The House-passed climate change bill, if enacted, would expand the federal government so much that it would take billions of dollars and thousands of new employees to implement.
Now-obscure federal agencies such as the Commodity Futures Trading Commission and the Federal Energy Regulatory Commission would have to become mini-behemoths in order to handle their expanded responsibilities. Congress would have to appropriate billions of dollars for more bureaucrats, much of which is not reflected in the House bill.
“The problem is that there’s a mismatch between the government’s capacity and its mission,” said Darrell M. West, vice president and director of governance studies at the left-leaning Brookings Institution.
One provision would almost overnight create the nation’s largest commodity market in which polluters would buy and sell rights to emit carbon dioxide. These rights - called allowances - are at the heart of the measure, which seeks to slash the amount of greenhouse gases by forcing polluters to curb their emissions or pay for the right to pollute.
“It could be a $2 trillion market within five years,” said Bart Chilton, commissioner of the Commodity Futures Trading Commission.
The commission, which would police the new futures market for allowances, apparently would need to expand its work force by at least 31 percent initially to fulfill its obligations under the bill. The Federal Energy Regulatory Commission, which would oversee the day-to-day trading of allowances, has estimated that it would have to expand by 20 percent or 30 percent.
The Environmental Protection Agency, which would oversee pollution regulation, also would balloon in size. The agency regulates 330 million tons of pollution a year but would regulate 6 billion tons of carbon dioxide emissions a year from 7,400 facilities under the legislation.
The nonpartisan Congressional Budget Office said the government’s expansion would cost $8 billion over a 10-year period. For the bill to operate effectively, nearly 1,500 regulations and mandates would have to be approved for at least 21 federal agencies. The rule-making process alone would take years.
Some lawmakers and outside critics question where the government would get the funding and whether it could be an effective monitor of such a large new market.
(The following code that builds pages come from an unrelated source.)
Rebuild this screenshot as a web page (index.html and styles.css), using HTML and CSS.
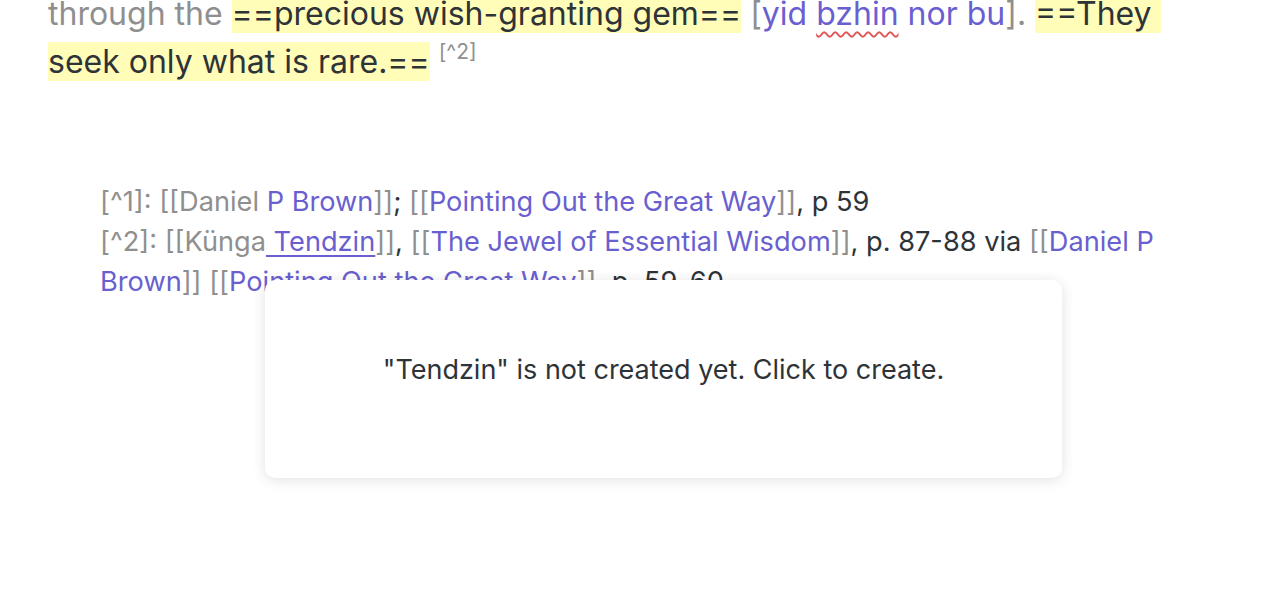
FILE: index.html
```html
<!DOCTYPE html>
<html>
<head>
<meta charset="utf-8">
<link rel="stylesheet" href="styles.css">
</head>
<body>
<div class="editor">
  <p class="para"><span class="muted">through the </span><mark class="hl">==precious wish-granting gem==</mark> <span class="muted">[</span><span class="link">yid <span class="spell">bzhin</span> nor bu</span><span class="muted">]. </span><mark class="hl">==They&nbsp; seek only what is rare.==</mark> <sup class="fnref">[^2]</sup></p>

  <div class="footnotes">
    <p class="fn"><span class="muted">[^1]: [[Daniel</span><span class="link"> P Brown</span><span class="muted">]]</span>; <span class="muted">[[</span><span class="link">Pointing Out the Great Way</span><span class="muted">]]</span>, p 59</p>
    <p class="fn"><span class="muted">[^2]: [[Künga</span><span class="link hover"> Tendzin</span><span class="muted">]]</span>, <span class="muted">[[</span><span class="link">The Jewel of Essential Wisdom</span><span class="muted">]]</span>, p. 87-88 via <span class="muted">[[</span><span class="link">Daniel P Brown</span><span class="muted">]]</span> <span class="muted">[[</span><span class="link">Pointing Out the Great Way</span><span class="muted">]]</span>, p. 59-60</p>
  </div>

  <div class="popover">
    <div class="popover-text">"Tendzin" is not created yet. Click to create.</div>
  </div>
</div>
</body>
</html>
```

FILE: styles.css
```css
html, body {
  margin: 0;
  padding: 0;
  background: #ffffff;
  overflow: hidden;
}
body {
  font-family: Inter, "Noto Sans", sans-serif;
  color: #2e3338;
  width: 1274px;
  height: 590px;
}
.editor {
  position: relative;
  padding-left: 48px;
  width: 1180px;
}
.para {
  margin: -10px 0 0 0;
  font-size: 32px;
  line-height: 48px;
}
.muted {
  color: #8f8f8f;
}
.link {
  color: #6a5fd0;
}
.hover {
  text-decoration: underline;
  text-decoration-thickness: 2px;
  text-underline-offset: 4px;
}
.spell {
  text-decoration: underline wavy #e25555;
  text-decoration-thickness: 1.5px;
  text-underline-offset: 6px;
}
.hl {
  background: #fffdb8;
  color: #2e3338;
}
.fnref {
  color: #8f8f8f;
  font-size: 21px;
  vertical-align: 0;
  position: relative;
  top: -14px;
  line-height: 0;
}
.footnotes {
  margin-top: 96px;
  padding-left: 52px;
}
.fn {
  margin: 0;
  font-size: 27.2px;
  line-height: 40px;
}
.popover {
  position: absolute;
  left: 265px;
  top: 290px;
  width: 797px;
  height: 198px;
  background: #ffffff;
  border-radius: 10px;
  box-shadow: 0 2px 14px rgba(0, 0, 0, 0.12);
  display: flex;
  align-items: center;
  justify-content: center;
}
.popover-text {
  font-size: 27px;
  color: #2e3338;
  margin-top: -20px;
}
```
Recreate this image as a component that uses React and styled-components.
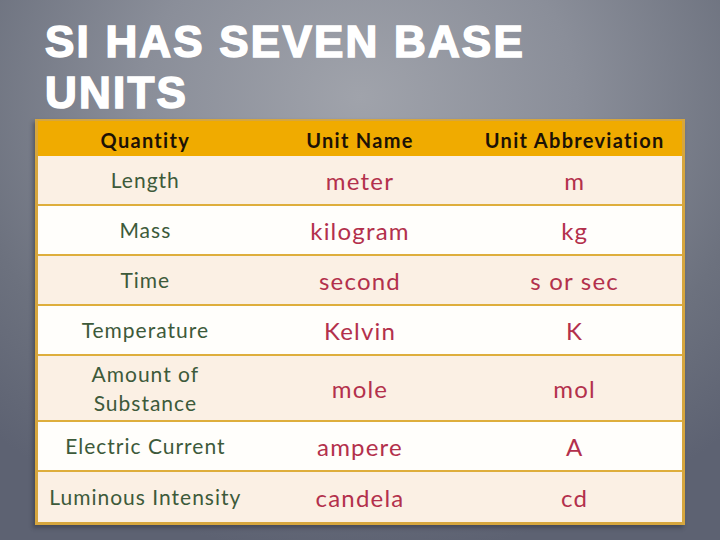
import React from "react";
import styled, { createGlobalStyle } from "styled-components";

const Global = createGlobalStyle`
  html, body { margin: 0; padding: 0; }
  body { width: 720px; height: 540px; overflow: hidden; }
`;

const Slide = styled.div`
  width: 720px;
  height: 540px;
  box-sizing: border-box;
  padding: 16px 35px 0 35px;
  display: flex;
  flex-direction: column;
  background: radial-gradient(ellipse 75% 85% at 50% 18%, #a0a3ab 0%, #8a8e99 40%, #6c717e 75%, #5d6272 100%);
`;

const Title = styled.h1`
  margin: 0 0 1px 10px;
  font-family: "Liberation Sans", Arial, sans-serif;
  font-weight: 700;
  font-size: 44px;
  line-height: 51px;
  letter-spacing: 2.2px;
  color: #ffffff;
  text-transform: uppercase;
  -webkit-text-stroke: 1.6px #ffffff;
  width: 530px;
`;

const Table = styled.div`
  width: 650px;
  box-sizing: border-box;
  border: 3px solid #d6a63e;
  box-shadow: inset 0 0 0 1px #f6d872, -2px 3px 4px rgba(40, 44, 56, 0.45);
  display: flex;
  flex-direction: column;
  font-family: Lato, "Open Sans", sans-serif;
`;

const Row = styled.div`
  display: grid;
  grid-template-columns: 1fr 1fr 1fr;
  box-sizing: border-box;
  height: ${(p) => p.$h}px;
  background: ${(p) => p.$bg};
  border-bottom: ${(p) => (p.$last ? "none" : "2px solid #deae3c")};
`;

const HeaderRow = styled(Row)`
  border-bottom: none;
  margin-top: -1px;
`;

const Cell = styled.div`
  display: flex;
  align-items: center;
  justify-content: center;
  text-align: center;
`;

const HeadCell = styled(Cell)`
  font-weight: 700;
  font-size: 20px;
  letter-spacing: 1.3px;
  color: #1c1206;
  padding-top: 2px;
`;

const QtyCell = styled(Cell)`
  font-size: 21px;
  letter-spacing: 1px;
  line-height: 29px;
  color: #3d5a3a;
  padding-bottom: 1px;
`;

const UnitCell = styled(Cell)`
  font-size: 24px;
  letter-spacing: 1.2px;
  color: #b3304c;
`;

const rows = [
  ["Length", "meter", "m", 50],
  ["Mass", "kilogram", "kg", 50],
  ["Time", "second", "s or sec", 50],
  ["Temperature", "Kelvin", "K", 50],
  [<>Amount of<br />Substance</>, "mole", "mol", 66],
  ["Electric Current", "ampere", "A", 50],
  ["Luminous Intensity", "candela", "cd", 50],
];

export default function App() {
  return (
    <>
      <Global />
      <Slide>
        <Title>SI has seven base units</Title>
        <Table>
          <HeaderRow $h={35} $bg="#f0ab00">
            <HeadCell>Quantity</HeadCell>
            <HeadCell>Unit Name</HeadCell>
            <HeadCell>Unit Abbreviation</HeadCell>
          </HeaderRow>
          {rows.map(([q, n, a, h], i) => (
            <Row
              key={i}
              $h={h}
              $bg={i % 2 === 0 ? "#fbf0e4" : "#fffefb"}
              $last={i === rows.length - 1}
            >
              <QtyCell>{q}</QtyCell>
              <UnitCell>{n}</UnitCell>
              <UnitCell>{a}</UnitCell>
            </Row>
          ))}
        </Table>
      </Slide>
    </>
  );
}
“You have to ask yourself if it is wise policy to create a new derivatives market on the heels of the collapse of derivatives markets, and I don’t think it is,” said Tyson Slocum, director of energy for Public Citizen, a Washington-based public advocacy group, and member of the Commodity Futures Trading Commission’s energy and environmental markets advisory committee.
The Senate Appropriations Committee has set aside $177 million for the trading commission’s fiscal 2010 budget - a 21 percent boost from the 2009 budget. But Mr. Chilton said the agency will have to assess whether it needs more money and people after fiscal 2010, especially if the climate bill becomes law.
Mary O’Driscoll, a spokeswoman for the Federal Energy Regulatory Commission, said she did not know how much money the agency would need for expansion but that any new funds would be generated by user fees.
“I’m not sure the government is capable of handling the bureaucracy that will come if the carbon market is set up,” said William Kovacs, senior vice president of environment and regulatory affairs for the U.S. Chamber of Commerce.